In the financial world, stocks tend to get most of the attention. But if you're going to make progress toward all your longterm goals, you need to be aware of all types of investments - and bonds can be an important part of your portfolio.
Many people, however, don't fully understand how bonds work. So, before you invest in them, familiarize yourself with the "bond basics." Here are a few of them:
Bonds are "debt" instruments. When you buy shares of stock, you're actually becoming an owner - although one of a great many - of a company. But when you purchase bonds, you are, in effect, loaning money to whomever issues the bond - a business or the government. If you hold the bond until it matures, you'll get your principal, or "par value," back (provided the issuer doesn't default) and, along the way, you'll receive regular interest payments. A bond's interest rate is known as the "coupon."
Bond prices will fluctuate. Your bond's interest rate will not change over the life of the bond. However, the price of your bond can fluctuate, an important factor to keep in mind if you plan on selling your bond before it matures. A bond's price will move in response to several variables, chief among which is interest rates. Bond investments are subject to interest rate risk such that when interest rates rise, the prices of bonds can decrease and the investor can lose principal value. For example, suppose you own a $1,000 bond that pays a 4 percent interest rate.
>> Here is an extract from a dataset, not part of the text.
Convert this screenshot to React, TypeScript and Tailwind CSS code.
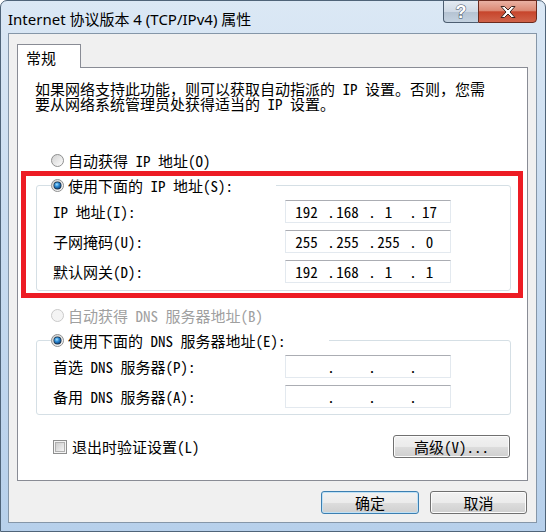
import React from "react";

const sim = "[font-family:'Noto_Sans_Mono_CJK_SC','Liberation_Mono','Noto_Sans_CJK_SC',monospace]";

function Radio({ checked, disabled }: { checked?: boolean; disabled?: boolean }) {
  return (
    <svg width="13" height="13" viewBox="0 0 13 13" className="shrink-0">
      <defs>
        <linearGradient id="rfill" x1="0" y1="0" x2="1" y2="1">
          <stop offset="0" stopColor="#cfcfcf" />
          <stop offset="1" stopColor="#ffffff" />
        </linearGradient>
        <radialGradient id="rdot" cx="0.4" cy="0.35" r="0.7">
          <stop offset="0" stopColor="#a8e1ff" />
          <stop offset="0.45" stopColor="#2f8fd8" />
          <stop offset="1" stopColor="#0b3f7a" />
        </radialGradient>
      </defs>
      <circle cx="6.5" cy="6.5" r="6" fill={disabled ? "#f4f4f4" : "url(#rfill)"} stroke={disabled ? "#c9c9c9" : "#8e8f8f"} />
      {checked && (
        <>
          <circle cx="6.5" cy="6.5" r="4" fill="#1f2f3f" />
          <circle cx="6.5" cy="6.5" r="3.3" fill="url(#rdot)" />
        </>
      )}
    </svg>
  );
}

function Check() {
  return (
    <svg width="14" height="14" viewBox="0 0 14 14" className="shrink-0">
      <defs>
        <linearGradient id="cfill" x1="0" y1="0" x2="1" y2="1">
          <stop offset="0" stopColor="#cbcbcb" />
          <stop offset="1" stopColor="#f6f6f6" />
        </linearGradient>
      </defs>
      <rect x="0.5" y="0.5" width="13" height="13" fill="#f4f4f4" stroke="#8e8f8f" />
      <rect x="2.5" y="2.5" width="9" height="9" fill="url(#cfill)" stroke="#b0b0b0" />
    </svg>
  );
}

function IpField({ parts }: { parts?: string[] }) {
  const p = parts ?? ["", "", "", ""];
  return (
    <div className={`flex h-[23px] w-[166px] items-center border border-[#e3e9ef] border-t-[#abadb3] bg-white text-[15px] leading-[15px] text-black ${sim}`}>
      {p.map((v, i) => (
        <div key={i} className="flex w-[41px] items-center">
          <span className="w-[8px] text-center">{i > 0 ? "." : ""}</span>
          <span className="w-[25px] text-center">{v}</span>
        </div>
      ))}
    </div>
  );
}

function Row({ label, parts }: { label: string; parts?: string[] }) {
  return (
    <div className="flex h-[23px] items-center pl-[16px]">
      <span className="w-[232px] whitespace-nowrap">{label}</span>
      <IpField parts={parts} />
    </div>
  );
}

function WinButton({ children, primary, className = "" }: { children: React.ReactNode; primary?: boolean; className?: string }) {
  return (
    <div
      className={`flex h-[23px] items-center justify-center rounded-[3px] border bg-[linear-gradient(180deg,#f2f2f2_0%,#ebebeb_50%,#dddddd_51%,#cfcfcf_100%)] text-[15px] leading-[15px] text-black ${sim} ${
        primary ? "border-[#3c7fb1] shadow-[inset_0_0_0_1px_#bfe1f6]" : "border-[#707070] shadow-[inset_0_0_0_1px_#fcfcfc]"
      } ${className}`}
    >
      {children}
    </div>
  );
}

export default function App() {
  return (
    <div className="relative h-[532px] w-[546px] overflow-hidden bg-white">
      <div className="flex h-full w-full flex-col rounded-t-[7px] border border-[#4f6479] bg-[linear-gradient(180deg,#dbe8f5_0%,#c9dcf0_40%,#b7d0eb_100%)] pb-[8px] pl-[7px] pr-[8px]">
        {/* title bar */}
        <div className="flex h-[32px] items-start justify-between">
          <div className="pt-[8px] text-[15px] leading-[20px] text-black [font-family:'Noto_Sans','Noto_Sans_CJK_SC',sans-serif]">
            Internet 协议版本 4 (TCP/IPv4) 属性
          </div>
          <div className="-mt-px flex h-[23px]">
            <div className="flex w-[35px] items-center justify-center rounded-bl-[4px] border border-r-0 border-[#4d5e71] bg-[linear-gradient(180deg,#e3eaf2_0%,#cfd9e5_50%,#b4c2d2_51%,#c4d2e0_100%)] text-[18px] font-bold leading-none text-white [font-family:'Liberation_Sans',sans-serif] [-webkit-text-stroke:1px_#3d4d5f] [paint-order:stroke_fill]">
              ?
            </div>
            <div className="flex w-[59px] items-center justify-center rounded-br-[4px] border border-[#6b2a1e] bg-[linear-gradient(180deg,#eab1a3_0%,#dc8a75_45%,#c7452c_52%,#d0634a_100%)]">
              <svg width="18" height="14" viewBox="0 0 18 14">
                <path d="M2 1.5 L5.5 1.5 L9 5 L12.5 1.5 L16 1.5 L11 7 L16 12.5 L12.5 12.5 L9 9 L5.5 12.5 L2 12.5 L7 7 Z" fill="#ffffff" stroke="#3a2420" strokeWidth="1" strokeLinejoin="round" />
              </svg>
            </div>
          </div>
        </div>

        {/* client area */}
        <div className={`flex flex-1 flex-col border border-[#8596a8] bg-[#f0f0f0] text-[15px] leading-[15px] text-black ${sim}`}>
          <div className="ml-[8px] mt-[10px] flex">
            <div className="relative z-10 -mb-px h-[24px] w-[64px] border border-b-0 border-[#898c95] bg-white pl-[8px] pt-[5px]">常规</div>
          </div>
          <div className="ml-[8px] flex h-[414px] w-[511px] flex-col border border-[#898c95] bg-white">
            <div className="whitespace-nowrap pl-[17px] pt-[13px]">
              <div className="h-[15px]">如果网络支持此功能，则可以获取自动指派的 IP 设置。否则，您需</div>
              <div className="h-[15px]">要从网络系统管理员处获得适当的 IP 设置。</div>
            </div>

            <div className="ml-[33px] mt-[41px] flex h-[16px] items-center gap-[4px]">
              <Radio />
              <span>自动获得 IP 地址(O)</span>
            </div>

            <fieldset className="ml-[18px] mt-[9px] w-[475px] rounded-[3px] border border-[#d5dfe5] pb-[7px]">
              <legend className="ml-[14px] flex h-[16px] w-[225px] items-center gap-[4px]">
                <Radio checked />
                <span>使用下面的 IP 地址(S):</span>
              </legend>
              <div className="flex flex-col gap-[7px] pt-[7px]">
                <Row label="IP 地址(I):" parts={["192", "168", "1", "17"]} />
                <Row label="子网掩码(U):" parts={["255", "255", "255", "0"]} />
                <Row label="默认网关(D):" parts={["192", "168", "1", "1"]} />
              </div>
            </fieldset>

            <div className="ml-[33px] mt-[16px] flex h-[16px] items-center gap-[4px] text-[#a0a0a0]">
              <Radio disabled />
              <span>自动获得 DNS 服务器地址(B)</span>
            </div>

            <fieldset className="ml-[18px] mt-[9px] w-[475px] rounded-[3px] border border-[#d5dfe5] pb-[6px]">
              <legend className="ml-[14px] flex h-[16px] w-[278px] items-center gap-[4px]">
                <Radio checked />
                <span>使用下面的 DNS 服务器地址(E):</span>
              </legend>
              <div className="flex flex-col gap-[7px] pt-[7px]">
                <Row label="首选 DNS 服务器(P):" />
                <Row label="备用 DNS 服务器(A):" />
              </div>
            </fieldset>

            <div className="ml-[35px] mr-[17px] mt-[20px] flex h-[23px] items-center justify-between">
              <div className="flex items-center gap-[5px]">
                <Check />
                <span>退出时验证设置(L)</span>
              </div>
              <WinButton className="w-[117px]">高级(V)...</WinButton>
            </div>
          </div>

          <div className="mt-[10px] flex justify-end gap-[11px] pr-[9px]">
            <WinButton primary className="w-[98px]">确定</WinButton>
            <WinButton className="w-[97px]">取消</WinButton>
          </div>
        </div>
      </div>

      {/* red annotation box */}
      <div className="pointer-events-none absolute left-[21px] top-[171px] h-[127px] w-[502px] border-[5px] border-[#ed1c24]" />
    </div>
  );
}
If new bonds are issued at 5 percent, no one will pay you the full $1,000 for your 4 percent bond, so, if you wish to sell, you will have to offer it at a discount. Conversely, if market rates fall to 3 percent, your 4 percent bond will become highly desirable, so you could sell it for more than the $1,000 par value.
Different bonds have different "ratings." If you buy a corporate bond, you'll have a choice between investment grade bonds - those receiving the higher "grades" issued by rating agencies, such as Moody's or Standard & Poors - and "junk" bonds - those getting the lowest grades. The higher-quality bonds carry less risk of default but pay a lower interest rate than the "junk" bonds, which must offer the higher rates to attract investors who may be worried about default risk. Generally speaking, you're probably better off by sticking with "investment grade" bonds and staying away from the "junk."
Some bonds can be "called." A callable bond is a bond that can be redeemed - or "called" - by the issue before its maturity. If interest rates have declined since the bond was originally issued, companies will call bonds and reissue them at the lower, prevailing interest rate, thereby saving money on interest payments. As an investor, this could be cause for concern, because if your bond is called, and you wanted to reinvest the proceeds in a new bond, you'd likely have to accept a lower coupon rate. Consequently, you may want to look for a bond that offers "call protection" - a promise that a bond can't be called before a certain time.
To determine if bonds are appropriate for your individual situation - and, if so, what type of bonds - see your financial advisor. By adding bonds to your portfolio, you may well give yourself a broader platform for success.